%%

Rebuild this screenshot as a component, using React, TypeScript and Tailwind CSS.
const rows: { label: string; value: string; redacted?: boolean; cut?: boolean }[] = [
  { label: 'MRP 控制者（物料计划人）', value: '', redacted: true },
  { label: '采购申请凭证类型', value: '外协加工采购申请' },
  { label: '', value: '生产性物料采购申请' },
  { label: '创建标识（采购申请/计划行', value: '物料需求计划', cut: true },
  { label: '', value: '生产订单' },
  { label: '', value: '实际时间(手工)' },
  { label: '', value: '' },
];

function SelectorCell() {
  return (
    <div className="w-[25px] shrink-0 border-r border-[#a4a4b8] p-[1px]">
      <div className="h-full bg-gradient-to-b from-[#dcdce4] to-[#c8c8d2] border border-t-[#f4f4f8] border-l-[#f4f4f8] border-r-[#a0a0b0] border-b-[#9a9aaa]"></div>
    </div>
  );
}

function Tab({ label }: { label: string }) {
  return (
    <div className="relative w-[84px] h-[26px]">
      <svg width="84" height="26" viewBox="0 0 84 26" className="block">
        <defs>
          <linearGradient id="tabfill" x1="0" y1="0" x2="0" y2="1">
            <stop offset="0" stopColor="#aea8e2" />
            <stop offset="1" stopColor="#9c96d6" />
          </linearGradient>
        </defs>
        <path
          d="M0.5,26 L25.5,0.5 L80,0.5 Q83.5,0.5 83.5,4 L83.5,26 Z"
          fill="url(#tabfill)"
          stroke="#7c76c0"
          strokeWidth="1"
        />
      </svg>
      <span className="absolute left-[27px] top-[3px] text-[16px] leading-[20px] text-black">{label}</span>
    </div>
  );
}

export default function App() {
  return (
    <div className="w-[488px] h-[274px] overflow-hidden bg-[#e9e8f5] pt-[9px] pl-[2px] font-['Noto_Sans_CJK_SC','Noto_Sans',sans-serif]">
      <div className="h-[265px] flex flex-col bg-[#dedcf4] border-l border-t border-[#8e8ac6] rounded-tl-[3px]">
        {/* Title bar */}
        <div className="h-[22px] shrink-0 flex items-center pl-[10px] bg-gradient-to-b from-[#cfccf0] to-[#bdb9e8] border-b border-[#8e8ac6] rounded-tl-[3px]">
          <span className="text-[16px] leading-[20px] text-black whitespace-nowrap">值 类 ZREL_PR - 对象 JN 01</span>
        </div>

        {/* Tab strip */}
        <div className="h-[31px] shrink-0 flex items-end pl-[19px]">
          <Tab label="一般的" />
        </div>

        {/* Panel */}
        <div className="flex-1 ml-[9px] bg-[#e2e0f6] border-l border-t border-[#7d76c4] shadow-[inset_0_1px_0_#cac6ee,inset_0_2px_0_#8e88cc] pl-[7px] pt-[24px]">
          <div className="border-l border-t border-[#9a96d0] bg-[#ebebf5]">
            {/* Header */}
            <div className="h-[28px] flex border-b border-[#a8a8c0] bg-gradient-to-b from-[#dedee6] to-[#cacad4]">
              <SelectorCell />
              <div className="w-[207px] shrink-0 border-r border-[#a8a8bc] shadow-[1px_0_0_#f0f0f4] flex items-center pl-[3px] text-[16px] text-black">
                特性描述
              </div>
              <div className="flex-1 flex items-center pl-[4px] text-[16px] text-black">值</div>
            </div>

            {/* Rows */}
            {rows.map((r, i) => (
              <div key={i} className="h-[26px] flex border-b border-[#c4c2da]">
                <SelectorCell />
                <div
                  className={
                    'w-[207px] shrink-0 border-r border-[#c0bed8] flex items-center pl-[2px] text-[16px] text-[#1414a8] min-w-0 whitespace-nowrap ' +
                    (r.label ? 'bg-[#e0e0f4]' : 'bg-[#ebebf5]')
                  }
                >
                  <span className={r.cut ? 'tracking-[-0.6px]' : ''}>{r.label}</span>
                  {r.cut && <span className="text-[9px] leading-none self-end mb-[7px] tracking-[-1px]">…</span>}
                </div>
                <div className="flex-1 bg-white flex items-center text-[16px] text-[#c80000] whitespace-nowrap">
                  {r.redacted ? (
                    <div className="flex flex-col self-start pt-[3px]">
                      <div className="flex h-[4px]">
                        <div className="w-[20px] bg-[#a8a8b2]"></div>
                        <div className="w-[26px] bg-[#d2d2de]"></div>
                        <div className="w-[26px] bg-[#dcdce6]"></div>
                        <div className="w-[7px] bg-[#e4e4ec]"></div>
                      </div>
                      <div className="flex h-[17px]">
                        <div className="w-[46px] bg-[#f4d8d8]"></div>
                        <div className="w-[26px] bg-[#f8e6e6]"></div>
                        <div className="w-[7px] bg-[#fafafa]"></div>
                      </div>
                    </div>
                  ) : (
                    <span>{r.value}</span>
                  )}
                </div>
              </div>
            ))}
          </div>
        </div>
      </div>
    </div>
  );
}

%%

■ **What you will do**
Quote the whole listing above, leaving nothing out.

■ **Written answer**
Rebuild this screenshot as a component, using React, TypeScript and Tailwind CSS.
const rows: { label: string; value: string; redacted?: boolean; cut?: boolean }[] = [
  { label: 'MRP 控制者（物料计划人）', value: '', redacted: true },
  { label: '采购申请凭证类型', value: '外协加工采购申请' },
  { label: '', value: '生产性物料采购申请' },
  { label: '创建标识（采购申请/计划行', value: '物料需求计划', cut: true },
  { label: '', value: '生产订单' },
  { label: '', value: '实际时间(手工)' },
  { label: '', value: '' },
];

function SelectorCell() {
  return (
    <div className="w-[25px] shrink-0 border-r border-[#a4a4b8] p-[1px]">
      <div className="h-full bg-gradient-to-b from-[#dcdce4] to-[#c8c8d2] border border-t-[#f4f4f8] border-l-[#f4f4f8] border-r-[#a0a0b0] border-b-[#9a9aaa]"></div>
    </div>
  );
}

function Tab({ label }: { label: string }) {
  return (
    <div className="relative w-[84px] h-[26px]">
      <svg width="84" height="26" viewBox="0 0 84 26" className="block">
        <defs>
          <linearGradient id="tabfill" x1="0" y1="0" x2="0" y2="1">
            <stop offset="0" stopColor="#aea8e2" />
            <stop offset="1" stopColor="#9c96d6" />
          </linearGradient>
        </defs>
        <path
          d="M0.5,26 L25.5,0.5 L80,0.5 Q83.5,0.5 83.5,4 L83.5,26 Z"
          fill="url(#tabfill)"
          stroke="#7c76c0"
          strokeWidth="1"
        />
      </svg>
      <span className="absolute left-[27px] top-[3px] text-[16px] leading-[20px] text-black">{label}</span>
    </div>
  );
}

export default function App() {
  return (
    <div className="w-[488px] h-[274px] overflow-hidden bg-[#e9e8f5] pt-[9px] pl-[2px] font-['Noto_Sans_CJK_SC','Noto_Sans',sans-serif]">
      <div className="h-[265px] flex flex-col bg-[#dedcf4] border-l border-t border-[#8e8ac6] rounded-tl-[3px]">
        {/* Title bar */}
        <div className="h-[22px] shrink-0 flex items-center pl-[10px] bg-gradient-to-b from-[#cfccf0] to-[#bdb9e8] border-b border-[#8e8ac6] rounded-tl-[3px]">
          <span className="text-[16px] leading-[20px] text-black whitespace-nowrap">值 类 ZREL_PR - 对象 JN 01</span>
        </div>

        {/* Tab strip */}
        <div className="h-[31px] shrink-0 flex items-end pl-[19px]">
          <Tab label="一般的" />
        </div>

        {/* Panel */}
        <div className="flex-1 ml-[9px] bg-[#e2e0f6] border-l border-t border-[#7d76c4] shadow-[inset_0_1px_0_#cac6ee,inset_0_2px_0_#8e88cc] pl-[7px] pt-[24px]">
          <div className="border-l border-t border-[#9a96d0] bg-[#ebebf5]">
            {/* Header */}
            <div className="h-[28px] flex border-b border-[#a8a8c0] bg-gradient-to-b from-[#dedee6] to-[#cacad4]">
              <SelectorCell />
              <div className="w-[207px] shrink-0 border-r border-[#a8a8bc] shadow-[1px_0_0_#f0f0f4] flex items-center pl-[3px] text-[16px] text-black">
                特性描述
              </div>
              <div className="flex-1 flex items-center pl-[4px] text-[16px] text-black">值</div>
            </div>

            {/* Rows */}
            {rows.map((r, i) => (
              <div key={i} className="h-[26px] flex border-b border-[#c4c2da]">
                <SelectorCell />
                <div
                  className={
                    'w-[207px] shrink-0 border-r border-[#c0bed8] flex items-center pl-[2px] text-[16px] text-[#1414a8] min-w-0 whitespace-nowrap ' +
                    (r.label ? 'bg-[#e0e0f4]' : 'bg-[#ebebf5]')
                  }
                >
                  <span className={r.cut ? 'tracking-[-0.6px]' : ''}>{r.label}</span>
                  {r.cut && <span className="text-[9px] leading-none self-end mb-[7px] tracking-[-1px]">…</span>}
                </div>
                <div className="flex-1 bg-white flex items-center text-[16px] text-[#c80000] whitespace-nowrap">
                  {r.redacted ? (
                    <div className="flex flex-col self-start pt-[3px]">
                      <div className="flex h-[4px]">
                        <div className="w-[20px] bg-[#a8a8b2]"></div>
                        <div className="w-[26px] bg-[#d2d2de]"></div>
                        <div className="w-[26px] bg-[#dcdce6]"></div>
                        <div className="w-[7px] bg-[#e4e4ec]"></div>
                      </div>
                      <div className="flex h-[17px]">
                        <div className="w-[46px] bg-[#f4d8d8]"></div>
                        <div className="w-[26px] bg-[#f8e6e6]"></div>
                        <div className="w-[7px] bg-[#fafafa]"></div>
                      </div>
                    </div>
                  ) : (
                    <span>{r.value}</span>
                  )}
                </div>
              </div>
            ))}
          </div>
        </div>
      </div>
    </div>
  );
}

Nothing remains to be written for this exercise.